> [What the task requires] Without the pictures, can you quote each line below exactly?
============
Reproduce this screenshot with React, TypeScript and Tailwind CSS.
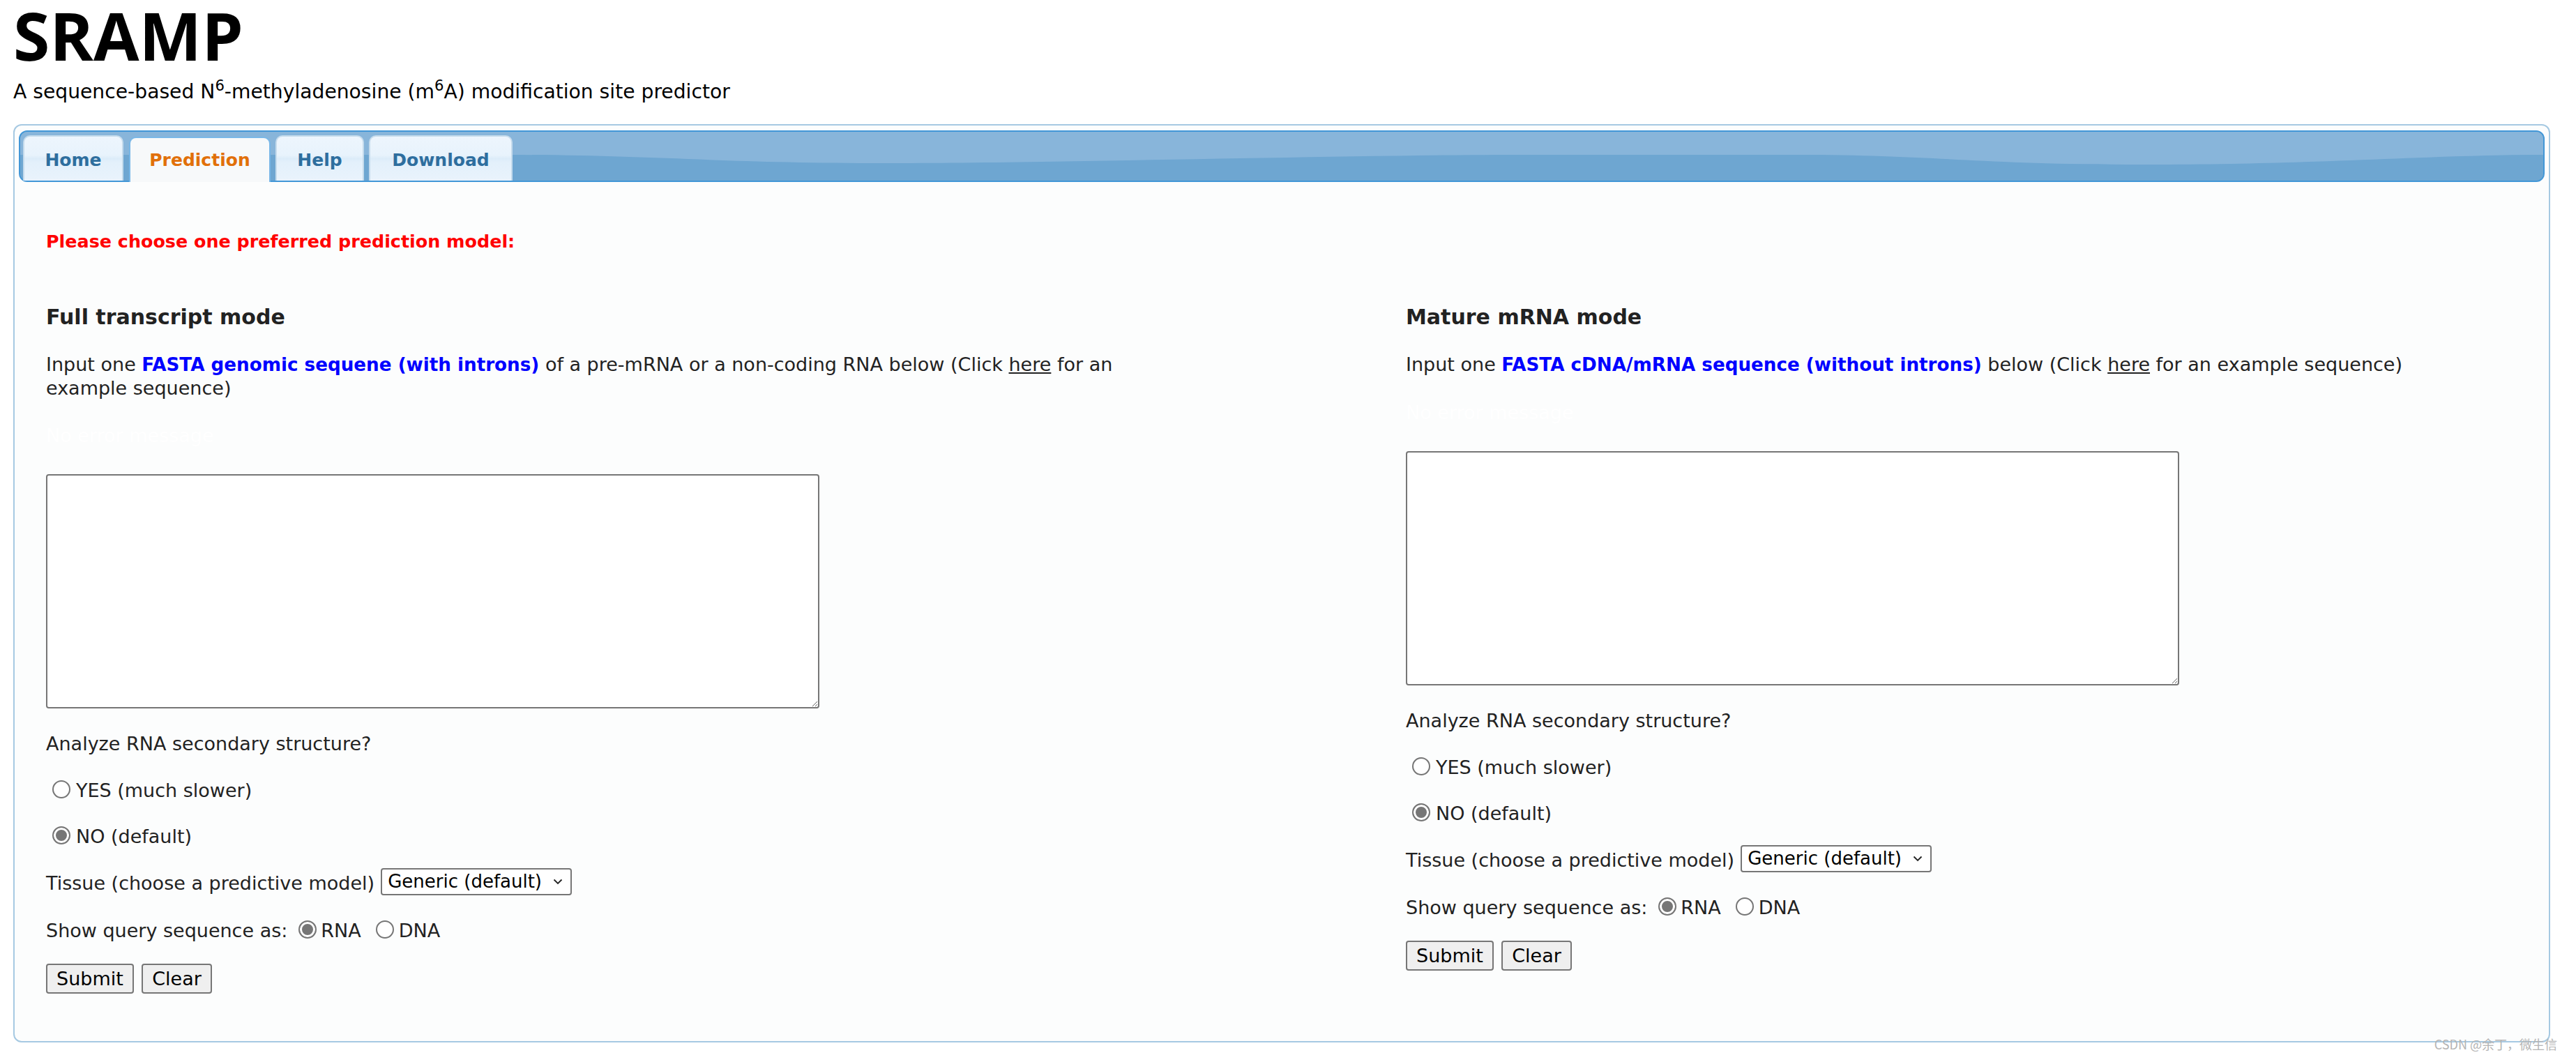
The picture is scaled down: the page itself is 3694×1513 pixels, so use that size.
import React from "react";

function Radio({ checked, name }: { checked?: boolean; name: string }) {
  return (
    <input
      type="radio"
      name={name}
      defaultChecked={checked}
      className="appearance-none m-0 w-[26px] h-[26px] shrink-0 rounded-full border-2 border-[#767676] bg-white checked:bg-[#767676] checked:shadow-[inset_0_0_0_3px_#ffffff]"
    />
  );
}

function Tab({ label, active, w }: { label: string; active?: boolean; w: string }) {
  if (active) {
    return (
      <div
        className={`relative ${w} h-[65px] -mb-[2px] border-2 border-b-0 border-[#79b7e7] rounded-t-[10px] bg-[#f7f9fa] pt-[16px] text-center text-[25px] font-bold leading-[31px] text-[#e17009]`}
      >
        {label}
      </div>
    );
  }
  return (
    <div
      className={`relative ${w} h-[65px] border-2 border-b-0 border-[#c5dbec] rounded-t-[10px] bg-[linear-gradient(to_bottom,#edf5fd_0%,#e8f3fc_42%,#dcecf9_50%,#e3f0fb_58%,#e9f3fc_100%)] pt-[18px] text-center text-[25px] font-bold leading-[31px] text-[#2e6e9e]`}
    >
      {label}
    </div>
  );
}

function Column({ mode, group }: { mode: "full" | "mature"; group: string }) {
  return (
    <div className="flex flex-col items-start">
      <div className="mt-[75px] text-[30px] font-bold leading-[36px] text-[#222222]">
        {mode === "full" ? "Full transcript mode" : "Mature mRNA mode"}
      </div>
      {mode === "full" ? (
        <div className="mt-[33px] text-[27px] leading-[33px]">
          <span className="whitespace-nowrap">
            Input one{" "}
            <b className="text-[26.2px] text-[#0000ff]">FASTA genomic sequene (with introns)</b> of a
            pre-mRNA or a non-coding RNA below (Click{" "}
            <span className="underline">here</span> for an
          </span>
          <br />
          example sequence)
        </div>
      ) : (
        <div className="mt-[33px] whitespace-nowrap text-[27px] leading-[33px]">
          Input one{" "}
          <b className="text-[26.2px] text-[#0000ff]">FASTA cDNA/mRNA sequence (without introns)</b> below
          (Click <span className="underline">here</span> for an example sequence)
        </div>
      )}
      <div className="mt-[35px] text-[27px] leading-[33px] text-white">No error message</div>
      <textarea className="mt-[39px] block w-[1109px] h-[336px] border-2 border-[#767676] rounded-[4px] bg-white p-[4px] text-[27px] outline-none" />
      <div className="mt-[34px] text-[27px] leading-[33px]">Analyze RNA secondary structure?</div>
      <label className="mt-[34px] flex h-[33px] items-center text-[27px] leading-[33px]">
        <span className="ml-[9px] mr-[8px] mb-[4px] flex">
          <Radio name={`${group}-ss`} />
        </span>
        YES (much slower)
      </label>
      <label className="mt-[33px] flex h-[33px] items-center text-[27px] leading-[33px]">
        <span className="ml-[9px] mr-[8px] mb-[4px] flex">
          <Radio name={`${group}-ss`} checked />
        </span>
        NO (default)
      </label>
      <div className="mt-[34px] flex h-[33px] items-center text-[27px] leading-[33px]">
        <span>Tissue (choose a predictive model)</span>
        <div className="relative ml-[9px] mb-[4px] flex">
          <select className="appearance-none w-[274px] h-[39px] border-2 border-[#767676] rounded-[4px] bg-white pl-[8px] pr-[30px] text-[26px] leading-[33px] text-black outline-none">
            <option>Generic (default)</option>
          </select>
          <svg
            className="pointer-events-none absolute right-[13px] top-[15px] w-[14px] h-[9px]"
            viewBox="0 0 14 9"
          >
            <polyline points="1.5,1.5 7,7 12.5,1.5" fill="none" stroke="#222" strokeWidth="1.8" />
          </svg>
        </div>
      </div>
      <div className="mt-[35px] flex h-[33px] items-center text-[27px] leading-[33px]">
        <span>Show query sequence as:</span>
        <span className="ml-[16px] mr-[6px] mb-[4px] flex">
          <Radio name={`${group}-as`} checked />
        </span>
        RNA
        <span className="ml-[21px] mr-[7px] mb-[4px] flex">
          <Radio name={`${group}-as`} />
        </span>
        DNA
      </div>
      <div className="mt-[31px] flex gap-[11px]">
        <button className="w-[126px] h-[43px] border-2 border-[#767676] rounded-[4px] bg-[#efefef] text-[27px] leading-none text-black">
          Submit
        </button>
        <button className="w-[101px] h-[43px] border-2 border-[#767676] rounded-[4px] bg-[#efefef] text-[27px] leading-none text-black">
          Clear
        </button>
      </div>
    </div>
  );
}

export default function App() {
  return (
    <div className="relative flex min-h-screen flex-col items-start bg-white px-[19px] font-['DejaVu_Sans',sans-serif] text-[#222222]">
      <h1 className="font-['Open_Sans',sans-serif] text-[95px] font-bold leading-[100px] text-black">
        SRAMP
      </h1>
      <div className="mt-[15px] text-[28.2px] leading-[33px] text-black">
        A sequence-based N<sup>6</sup>-methyladenosine (m<sup>6</sup>A) modification site predictor
      </div>

      <div className="mt-[30px] w-[3638px] border-2 border-[#a6c9e2] rounded-[12px] bg-[#fcfdfd] px-[6px] pt-[7px]">
        <div className="relative flex h-[74px] items-end gap-[7px] border-2 border-[#4297d7] rounded-[12px] bg-[#6ea6d1] pl-[4px]">
          <div className="absolute inset-0 overflow-hidden rounded-[10px]">
            <svg className="block w-full h-full" viewBox="0 0 3619 70" preserveAspectRatio="none">
              <rect x="0" y="0" width="3619" height="70" fill="#6ea6d1" />
              <path
                d="M0,0 H3619 V33 C3450,33 3300,47 3050,47 C2800,47 2750,33 2550,33 L2150,33 C1900,33 1500,45 1250,45 C1000,45 900,33 700,33 L0,33 Z"
                fill="#88b5da"
              />
            </svg>
          </div>
          <div className="mr-[1px] flex">
            <Tab label="Home" w="w-[144px]" />
          </div>
          <Tab label="Prediction" w="w-[203px]" active />
          <Tab label="Help" w="w-[127px]" />
          <Tab label="Download" w="w-[206px]" />
        </div>

        <div className="pl-[39px] pt-[70px] pb-[68px]">
          <div className="text-[25.4px] font-bold leading-[31px] text-[#ff0000]">
            Please choose one preferred prediction model:
          </div>
          <div className="flex items-start">
            <div className="w-[1950px] shrink-0">
              <Column mode="full" group="full" />
            </div>
            <div className="flex-1">
              <Column mode="mature" group="mature" />
            </div>
          </div>
        </div>
      </div>

      <div className="absolute right-[27px] top-[1486px] font-['Noto_Sans_CJK_SC',sans-serif] text-[18px] leading-[22px] text-[#b4b4b4]">
        CSDN @余丁，微生信
      </div>
    </div>
  );
}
============
> [Right answer]
Reproduce this screenshot with React, TypeScript and Tailwind CSS.
The picture is scaled down: the page itself is 3694×1513 pixels, so use that size.
import React from "react";

function Radio({ checked, name }: { checked?: boolean; name: string }) {
  return (
    <input
      type="radio"
      name={name}
      defaultChecked={checked}
      className="appearance-none m-0 w-[26px] h-[26px] shrink-0 rounded-full border-2 border-[#767676] bg-white checked:bg-[#767676] checked:shadow-[inset_0_0_0_3px_#ffffff]"
    />
  );
}

function Tab({ label, active, w }: { label: string; active?: boolean; w: string }) {
  if (active) {
    return (
      <div
        className={`relative ${w} h-[65px] -mb-[2px] border-2 border-b-0 border-[#79b7e7] rounded-t-[10px] bg-[#f7f9fa] pt-[16px] text-center text-[25px] font-bold leading-[31px] text-[#e17009]`}
      >
        {label}
      </div>
    );
  }
  return (
    <div
      className={`relative ${w} h-[65px] border-2 border-b-0 border-[#c5dbec] rounded-t-[10px] bg-[linear-gradient(to_bottom,#edf5fd_0%,#e8f3fc_42%,#dcecf9_50%,#e3f0fb_58%,#e9f3fc_100%)] pt-[18px] text-center text-[25px] font-bold leading-[31px] text-[#2e6e9e]`}
    >
      {label}
    </div>
  );
}

function Column({ mode, group }: { mode: "full" | "mature"; group: string }) {
  return (
    <div className="flex flex-col items-start">
      <div className="mt-[75px] text-[30px] font-bold leading-[36px] text-[#222222]">
        {mode === "full" ? "Full transcript mode" : "Mature mRNA mode"}
      </div>
      {mode === "full" ? (
        <div className="mt-[33px] text-[27px] leading-[33px]">
          <span className="whitespace-nowrap">
            Input one{" "}
            <b className="text-[26.2px] text-[#0000ff]">FASTA genomic sequene (with introns)</b> of a
            pre-mRNA or a non-coding RNA below (Click{" "}
            <span className="underline">here</span> for an
          </span>
          <br />
          example sequence)
        </div>
      ) : (
        <div className="mt-[33px] whitespace-nowrap text-[27px] leading-[33px]">
          Input one{" "}
          <b className="text-[26.2px] text-[#0000ff]">FASTA cDNA/mRNA sequence (without introns)</b> below
          (Click <span className="underline">here</span> for an example sequence)
        </div>
      )}
      <div className="mt-[35px] text-[27px] leading-[33px] text-white">No error message</div>
      <textarea className="mt-[39px] block w-[1109px] h-[336px] border-2 border-[#767676] rounded-[4px] bg-white p-[4px] text-[27px] outline-none" />
      <div className="mt-[34px] text-[27px] leading-[33px]">Analyze RNA secondary structure?</div>
      <label className="mt-[34px] flex h-[33px] items-center text-[27px] leading-[33px]">
        <span className="ml-[9px] mr-[8px] mb-[4px] flex">
          <Radio name={`${group}-ss`} />
        </span>
        YES (much slower)
      </label>
      <label className="mt-[33px] flex h-[33px] items-center text-[27px] leading-[33px]">
        <span className="ml-[9px] mr-[8px] mb-[4px] flex">
          <Radio name={`${group}-ss`} checked />
        </span>
        NO (default)
      </label>
      <div className="mt-[34px] flex h-[33px] items-center text-[27px] leading-[33px]">
        <span>Tissue (choose a predictive model)</span>
        <div className="relative ml-[9px] mb-[4px] flex">
          <select className="appearance-none w-[274px] h-[39px] border-2 border-[#767676] rounded-[4px] bg-white pl-[8px] pr-[30px] text-[26px] leading-[33px] text-black outline-none">
            <option>Generic (default)</option>
          </select>
          <svg
            className="pointer-events-none absolute right-[13px] top-[15px] w-[14px] h-[9px]"
            viewBox="0 0 14 9"
          >
            <polyline points="1.5,1.5 7,7 12.5,1.5" fill="none" stroke="#222" strokeWidth="1.8" />
          </svg>
        </div>
      </div>
      <div className="mt-[35px] flex h-[33px] items-center text-[27px] leading-[33px]">
        <span>Show query sequence as:</span>
        <span className="ml-[16px] mr-[6px] mb-[4px] flex">
          <Radio name={`${group}-as`} checked />
        </span>
        RNA
        <span className="ml-[21px] mr-[7px] mb-[4px] flex">
          <Radio name={`${group}-as`} />
        </span>
        DNA
      </div>
      <div className="mt-[31px] flex gap-[11px]">
        <button className="w-[126px] h-[43px] border-2 border-[#767676] rounded-[4px] bg-[#efefef] text-[27px] leading-none text-black">
          Submit
        </button>
        <button className="w-[101px] h-[43px] border-2 border-[#767676] rounded-[4px] bg-[#efefef] text-[27px] leading-none text-black">
          Clear
        </button>
      </div>
    </div>
  );
}

export default function App() {
  return (
    <div className="relative flex min-h-screen flex-col items-start bg-white px-[19px] font-['DejaVu_Sans',sans-serif] text-[#222222]">
      <h1 className="font-['Open_Sans',sans-serif] text-[95px] font-bold leading-[100px] text-black">
        SRAMP
      </h1>
      <div className="mt-[15px] text-[28.2px] leading-[33px] text-black">
        A sequence-based N<sup>6</sup>-methyladenosine (m<sup>6</sup>A) modification site predictor
      </div>

      <div className="mt-[30px] w-[3638px] border-2 border-[#a6c9e2] rounded-[12px] bg-[#fcfdfd] px-[6px] pt-[7px]">
        <div className="relative flex h-[74px] items-end gap-[7px] border-2 border-[#4297d7] rounded-[12px] bg-[#6ea6d1] pl-[4px]">
          <div className="absolute inset-0 overflow-hidden rounded-[10px]">
            <svg className="block w-full h-full" viewBox="0 0 3619 70" preserveAspectRatio="none">
              <rect x="0" y="0" width="3619" height="70" fill="#6ea6d1" />
              <path
                d="M0,0 H3619 V33 C3450,33 3300,47 3050,47 C2800,47 2750,33 2550,33 L2150,33 C1900,33 1500,45 1250,45 C1000,45 900,33 700,33 L0,33 Z"
                fill="#88b5da"
              />
            </svg>
          </div>
          <div className="mr-[1px] flex">
            <Tab label="Home" w="w-[144px]" />
          </div>
          <Tab label="Prediction" w="w-[203px]" active />
          <Tab label="Help" w="w-[127px]" />
          <Tab label="Download" w="w-[206px]" />
        </div>

        <div className="pl-[39px] pt-[70px] pb-[68px]">
          <div className="text-[25.4px] font-bold leading-[31px] text-[#ff0000]">
            Please choose one preferred prediction model:
          </div>
          <div className="flex items-start">
            <div className="w-[1950px] shrink-0">
              <Column mode="full" group="full" />
            </div>
            <div className="flex-1">
              <Column mode="mature" group="mature" />
            </div>
          </div>
        </div>
      </div>

      <div className="absolute right-[27px] top-[1486px] font-['Noto_Sans_CJK_SC',sans-serif] text-[18px] leading-[22px] text-[#b4b4b4]">
        CSDN @余丁，微生信
      </div>
    </div>
  );
}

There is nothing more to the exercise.